Jej 6 członków: Brad Buss, Robyn Denholm, Ira Ehrenpreis, Antonio Gracias, Linda Johnson Rice i James Murdoch wysłuchali na posiedzeniu we czwartek sprawozdania Elona Muska z prac, jakich dokonał w ramach symulacji wycofania firmy z giełdy, a następnie podpisali się pod następującym komunikatem: „Elon Musk poinformował radę, że po wykonaniu tych porać i po uwzględnieniu wszystkich czynników uważa, że najlepsze rozwiązanie polega na nie dążeniu do wycofania Tesli z giełdy. W pełni popieramy Elona, by nadal kierował tą firmą". Rada rozwiązała następnie specjalną komisję 3 detektorów, która miała oceniać wszelkie oferty przedstawiane przez Muska.
Ta spektakularna zmiana stanowiska Muska czyni z jego firmy nadal spółkę giełdowa, ale wywołuje nowe pytania dotyczące jej przyszłości. Ceny jej akcji są poniżej kursu z 7 sierpnia, gdy Musk ogłosił, że ma dostateczne finansowanie, aby wycofać firmę z giełdy przy cenie akcji 420 dolarów. Teraz będzie mieć do czynienia z wieloma pozwami inwestorów i ze śledztwem komisji kontroli giełdowej SEC co do rzetelności jego wpisu na Twitterze, że ma zapewnioną stronę finansową tej operacji.

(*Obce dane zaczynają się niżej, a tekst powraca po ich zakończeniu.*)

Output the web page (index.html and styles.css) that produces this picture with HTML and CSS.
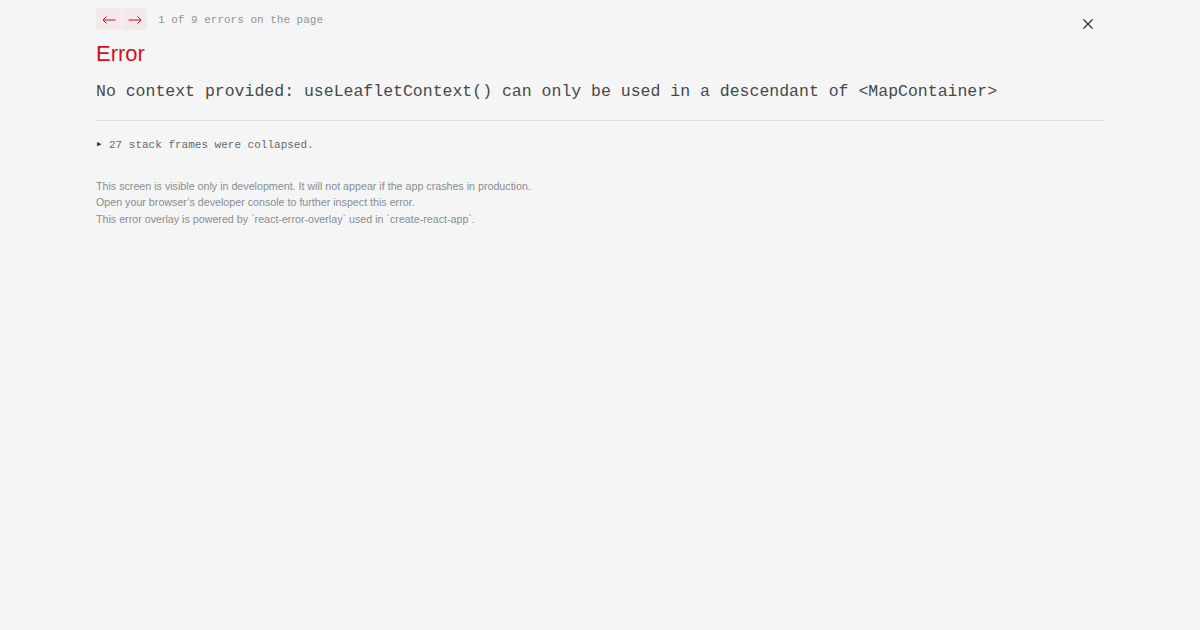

Musk stwierdził teraz, że w czasie całego procesu narastało w nim przekonanie iż ma więcej niż trzeba środków na zmianę statusu swej firmy. Zmienił jednak decyzję po uzyskaniu wyjaśnień od udziałowców i zorientowawszy się, ze ta procedura byłaby bardziej czasochłonną i rozpraszająca niż przewidywał. „Wprawdzie większość udziałowców, z którymi rozmawiałem twierdziła, że zostanie z Teslą, gdy stanie się prywatną firmą, ale ich nastawienie można streścić „proszę, nie rób tego" — napisał w swoim blogu.

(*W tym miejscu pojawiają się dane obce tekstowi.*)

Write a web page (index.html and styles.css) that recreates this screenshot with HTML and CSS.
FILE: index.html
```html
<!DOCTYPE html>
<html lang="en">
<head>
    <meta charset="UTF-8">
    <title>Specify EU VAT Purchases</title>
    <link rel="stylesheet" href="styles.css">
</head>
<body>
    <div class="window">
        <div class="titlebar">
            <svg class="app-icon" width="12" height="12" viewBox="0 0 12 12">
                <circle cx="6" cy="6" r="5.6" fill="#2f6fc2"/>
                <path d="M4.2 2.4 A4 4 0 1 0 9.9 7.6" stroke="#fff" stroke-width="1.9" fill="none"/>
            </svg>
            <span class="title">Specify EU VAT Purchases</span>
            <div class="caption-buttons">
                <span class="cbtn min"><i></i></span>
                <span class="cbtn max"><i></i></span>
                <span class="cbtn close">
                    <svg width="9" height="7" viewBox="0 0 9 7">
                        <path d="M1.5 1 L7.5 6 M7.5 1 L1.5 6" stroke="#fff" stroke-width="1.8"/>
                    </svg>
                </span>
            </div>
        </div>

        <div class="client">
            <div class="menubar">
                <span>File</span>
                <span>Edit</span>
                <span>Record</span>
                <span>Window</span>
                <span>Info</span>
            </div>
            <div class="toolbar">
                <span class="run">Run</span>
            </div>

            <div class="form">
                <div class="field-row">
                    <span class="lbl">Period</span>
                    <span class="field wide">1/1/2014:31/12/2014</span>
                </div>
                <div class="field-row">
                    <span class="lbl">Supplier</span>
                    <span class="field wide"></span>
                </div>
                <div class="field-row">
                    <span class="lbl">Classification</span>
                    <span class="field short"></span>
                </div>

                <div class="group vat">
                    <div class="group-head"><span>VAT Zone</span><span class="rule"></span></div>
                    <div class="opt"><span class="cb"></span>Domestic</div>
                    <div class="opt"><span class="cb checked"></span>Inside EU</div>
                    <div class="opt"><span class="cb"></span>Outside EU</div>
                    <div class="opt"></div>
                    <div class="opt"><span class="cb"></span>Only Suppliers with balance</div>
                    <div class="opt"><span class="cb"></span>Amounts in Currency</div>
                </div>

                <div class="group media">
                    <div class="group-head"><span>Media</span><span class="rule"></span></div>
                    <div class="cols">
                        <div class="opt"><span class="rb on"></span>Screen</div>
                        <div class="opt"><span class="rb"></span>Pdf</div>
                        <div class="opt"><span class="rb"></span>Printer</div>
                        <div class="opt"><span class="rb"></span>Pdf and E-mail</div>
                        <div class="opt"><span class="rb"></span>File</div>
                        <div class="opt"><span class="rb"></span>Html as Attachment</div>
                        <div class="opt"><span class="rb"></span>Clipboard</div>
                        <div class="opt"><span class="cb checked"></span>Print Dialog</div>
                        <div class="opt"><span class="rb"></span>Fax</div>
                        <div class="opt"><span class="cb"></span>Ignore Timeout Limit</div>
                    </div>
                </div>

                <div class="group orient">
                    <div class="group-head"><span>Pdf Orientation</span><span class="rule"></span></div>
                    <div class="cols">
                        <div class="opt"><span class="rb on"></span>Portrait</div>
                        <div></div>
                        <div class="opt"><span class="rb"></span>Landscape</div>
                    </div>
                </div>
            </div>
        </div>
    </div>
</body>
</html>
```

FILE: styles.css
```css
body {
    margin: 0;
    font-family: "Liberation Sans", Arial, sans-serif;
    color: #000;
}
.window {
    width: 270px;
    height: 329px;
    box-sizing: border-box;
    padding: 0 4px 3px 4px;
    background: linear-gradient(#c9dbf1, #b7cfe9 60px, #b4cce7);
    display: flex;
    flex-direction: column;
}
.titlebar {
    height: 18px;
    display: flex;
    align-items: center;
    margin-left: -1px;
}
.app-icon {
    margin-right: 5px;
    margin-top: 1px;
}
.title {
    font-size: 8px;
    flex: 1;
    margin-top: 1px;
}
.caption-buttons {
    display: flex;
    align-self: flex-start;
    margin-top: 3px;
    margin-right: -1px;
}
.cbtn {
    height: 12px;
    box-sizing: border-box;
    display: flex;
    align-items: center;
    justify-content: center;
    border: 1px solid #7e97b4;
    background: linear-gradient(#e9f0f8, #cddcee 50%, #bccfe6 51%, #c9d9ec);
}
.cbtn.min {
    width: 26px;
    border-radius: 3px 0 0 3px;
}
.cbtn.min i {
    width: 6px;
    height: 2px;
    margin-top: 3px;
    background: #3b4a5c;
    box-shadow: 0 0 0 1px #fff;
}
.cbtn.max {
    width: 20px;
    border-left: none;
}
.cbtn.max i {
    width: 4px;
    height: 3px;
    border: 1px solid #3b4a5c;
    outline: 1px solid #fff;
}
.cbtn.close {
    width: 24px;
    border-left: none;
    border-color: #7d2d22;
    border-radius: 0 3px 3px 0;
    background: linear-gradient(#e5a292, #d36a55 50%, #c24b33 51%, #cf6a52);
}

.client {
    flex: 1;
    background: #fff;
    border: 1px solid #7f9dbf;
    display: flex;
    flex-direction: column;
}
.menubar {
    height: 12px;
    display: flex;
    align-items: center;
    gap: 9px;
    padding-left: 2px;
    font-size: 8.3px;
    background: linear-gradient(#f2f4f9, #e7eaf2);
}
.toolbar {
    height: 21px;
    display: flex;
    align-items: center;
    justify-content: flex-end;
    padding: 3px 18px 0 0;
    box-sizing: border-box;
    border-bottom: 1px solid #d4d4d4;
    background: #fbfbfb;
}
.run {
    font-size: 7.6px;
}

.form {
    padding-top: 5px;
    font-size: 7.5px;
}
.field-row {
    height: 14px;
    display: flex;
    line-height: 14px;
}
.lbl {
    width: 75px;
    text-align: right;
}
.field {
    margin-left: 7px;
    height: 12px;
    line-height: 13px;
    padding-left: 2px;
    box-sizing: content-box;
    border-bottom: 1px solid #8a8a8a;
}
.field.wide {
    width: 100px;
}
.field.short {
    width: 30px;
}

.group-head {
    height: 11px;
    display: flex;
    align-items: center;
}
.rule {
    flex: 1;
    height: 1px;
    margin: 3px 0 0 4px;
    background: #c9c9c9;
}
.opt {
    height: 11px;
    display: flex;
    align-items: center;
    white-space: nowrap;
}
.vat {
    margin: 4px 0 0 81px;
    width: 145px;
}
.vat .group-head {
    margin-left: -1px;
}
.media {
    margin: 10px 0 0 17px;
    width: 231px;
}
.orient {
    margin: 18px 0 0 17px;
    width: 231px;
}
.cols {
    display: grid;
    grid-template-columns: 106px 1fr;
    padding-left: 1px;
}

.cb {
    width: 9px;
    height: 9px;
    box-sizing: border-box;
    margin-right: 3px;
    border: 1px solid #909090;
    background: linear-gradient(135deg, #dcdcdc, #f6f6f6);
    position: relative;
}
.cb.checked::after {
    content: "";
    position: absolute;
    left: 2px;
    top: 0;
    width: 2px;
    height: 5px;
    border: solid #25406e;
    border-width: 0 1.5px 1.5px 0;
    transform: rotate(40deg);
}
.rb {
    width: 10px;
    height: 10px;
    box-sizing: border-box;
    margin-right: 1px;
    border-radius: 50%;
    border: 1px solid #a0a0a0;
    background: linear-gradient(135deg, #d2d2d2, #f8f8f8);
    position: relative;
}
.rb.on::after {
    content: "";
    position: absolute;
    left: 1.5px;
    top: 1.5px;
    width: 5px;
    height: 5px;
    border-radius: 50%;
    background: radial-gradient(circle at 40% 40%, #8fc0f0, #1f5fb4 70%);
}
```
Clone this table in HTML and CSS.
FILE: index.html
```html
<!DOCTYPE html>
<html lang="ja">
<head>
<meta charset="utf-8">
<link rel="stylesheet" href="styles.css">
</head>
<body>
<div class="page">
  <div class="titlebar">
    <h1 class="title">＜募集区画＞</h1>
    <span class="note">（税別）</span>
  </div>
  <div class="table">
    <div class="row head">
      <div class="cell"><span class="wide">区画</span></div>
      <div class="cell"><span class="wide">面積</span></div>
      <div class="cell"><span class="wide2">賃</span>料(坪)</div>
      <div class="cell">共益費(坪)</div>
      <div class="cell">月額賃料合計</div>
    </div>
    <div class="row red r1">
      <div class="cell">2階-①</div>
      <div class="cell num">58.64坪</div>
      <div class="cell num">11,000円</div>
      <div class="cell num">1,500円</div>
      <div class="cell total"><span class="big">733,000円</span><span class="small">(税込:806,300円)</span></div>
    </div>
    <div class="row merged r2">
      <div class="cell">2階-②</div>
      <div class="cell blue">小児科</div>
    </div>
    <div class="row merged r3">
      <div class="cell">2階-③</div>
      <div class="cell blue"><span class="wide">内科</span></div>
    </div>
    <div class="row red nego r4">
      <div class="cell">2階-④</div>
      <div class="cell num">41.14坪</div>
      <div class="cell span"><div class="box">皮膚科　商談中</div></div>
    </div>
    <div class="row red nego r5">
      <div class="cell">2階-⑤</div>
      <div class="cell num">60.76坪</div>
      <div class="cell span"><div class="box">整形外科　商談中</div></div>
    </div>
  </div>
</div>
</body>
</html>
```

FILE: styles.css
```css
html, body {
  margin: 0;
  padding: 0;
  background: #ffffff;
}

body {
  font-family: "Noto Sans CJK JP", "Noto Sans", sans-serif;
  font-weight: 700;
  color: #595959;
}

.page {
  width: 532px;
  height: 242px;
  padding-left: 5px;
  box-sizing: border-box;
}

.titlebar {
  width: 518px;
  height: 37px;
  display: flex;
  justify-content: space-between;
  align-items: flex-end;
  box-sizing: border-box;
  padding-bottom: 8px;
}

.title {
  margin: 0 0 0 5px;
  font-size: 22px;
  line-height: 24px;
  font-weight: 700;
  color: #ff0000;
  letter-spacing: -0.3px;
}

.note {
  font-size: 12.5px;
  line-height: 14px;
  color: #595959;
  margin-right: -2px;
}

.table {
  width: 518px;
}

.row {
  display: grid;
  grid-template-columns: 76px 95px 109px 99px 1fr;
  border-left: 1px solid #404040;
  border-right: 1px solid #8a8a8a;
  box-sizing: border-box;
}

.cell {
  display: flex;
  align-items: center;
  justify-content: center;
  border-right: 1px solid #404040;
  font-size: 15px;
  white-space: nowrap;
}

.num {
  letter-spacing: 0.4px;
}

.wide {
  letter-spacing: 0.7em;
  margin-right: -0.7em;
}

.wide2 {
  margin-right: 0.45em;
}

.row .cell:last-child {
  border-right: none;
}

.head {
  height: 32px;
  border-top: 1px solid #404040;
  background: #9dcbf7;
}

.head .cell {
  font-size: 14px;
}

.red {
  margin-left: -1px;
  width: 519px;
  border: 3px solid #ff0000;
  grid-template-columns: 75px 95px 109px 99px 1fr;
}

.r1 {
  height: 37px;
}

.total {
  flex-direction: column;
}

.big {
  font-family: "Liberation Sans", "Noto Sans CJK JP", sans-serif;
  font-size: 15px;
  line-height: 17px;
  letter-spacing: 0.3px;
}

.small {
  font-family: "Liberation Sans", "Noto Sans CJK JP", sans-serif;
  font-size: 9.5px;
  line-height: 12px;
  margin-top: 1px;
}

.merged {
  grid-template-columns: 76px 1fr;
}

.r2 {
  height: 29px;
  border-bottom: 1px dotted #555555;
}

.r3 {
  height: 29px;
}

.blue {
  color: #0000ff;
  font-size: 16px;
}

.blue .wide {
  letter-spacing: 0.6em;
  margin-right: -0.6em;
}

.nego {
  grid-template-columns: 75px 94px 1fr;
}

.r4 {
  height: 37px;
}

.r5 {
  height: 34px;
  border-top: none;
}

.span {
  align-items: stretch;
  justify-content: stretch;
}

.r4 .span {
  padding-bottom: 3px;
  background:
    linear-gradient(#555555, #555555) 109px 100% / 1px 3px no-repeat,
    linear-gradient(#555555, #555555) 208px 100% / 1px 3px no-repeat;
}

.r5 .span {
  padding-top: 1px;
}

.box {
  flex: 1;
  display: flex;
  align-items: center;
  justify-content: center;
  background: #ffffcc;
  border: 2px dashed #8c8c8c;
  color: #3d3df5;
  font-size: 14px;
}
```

Sam jest właścicielem około jednej piątej kapitału, na początku sierpnia podał, że widzi całą operację nie według standardowej metody wykupu lewarowanego (leveraged buyout), gdy inni udziałowcy sprzedaliby swoje części za gotówkę, a reszta umowy zostałaby sfinansowana głownie nowymi papierami dłużnymi. Zamiast tego przewidywał, że dwie trzecie udziałowców wybrałoby opcję przeniesienia udziałów zamiast sprzedawać je i byłoby nadal inwestorami w prywatnej firmie. To by znacznie zmniejszyło sumę pieniędzy potrzebną na tę operację, mniej obciążając Teslę, która ma już dług 11 mld dolarów i ujemne przepływy gotówkowe.
Pewna liczba instytucjonalnych udziałowców wyjaśniła jednak Muskowi, że ich wewnętrzne przepisy ograniczają im wielkość inwestycji w prywatnych firmach.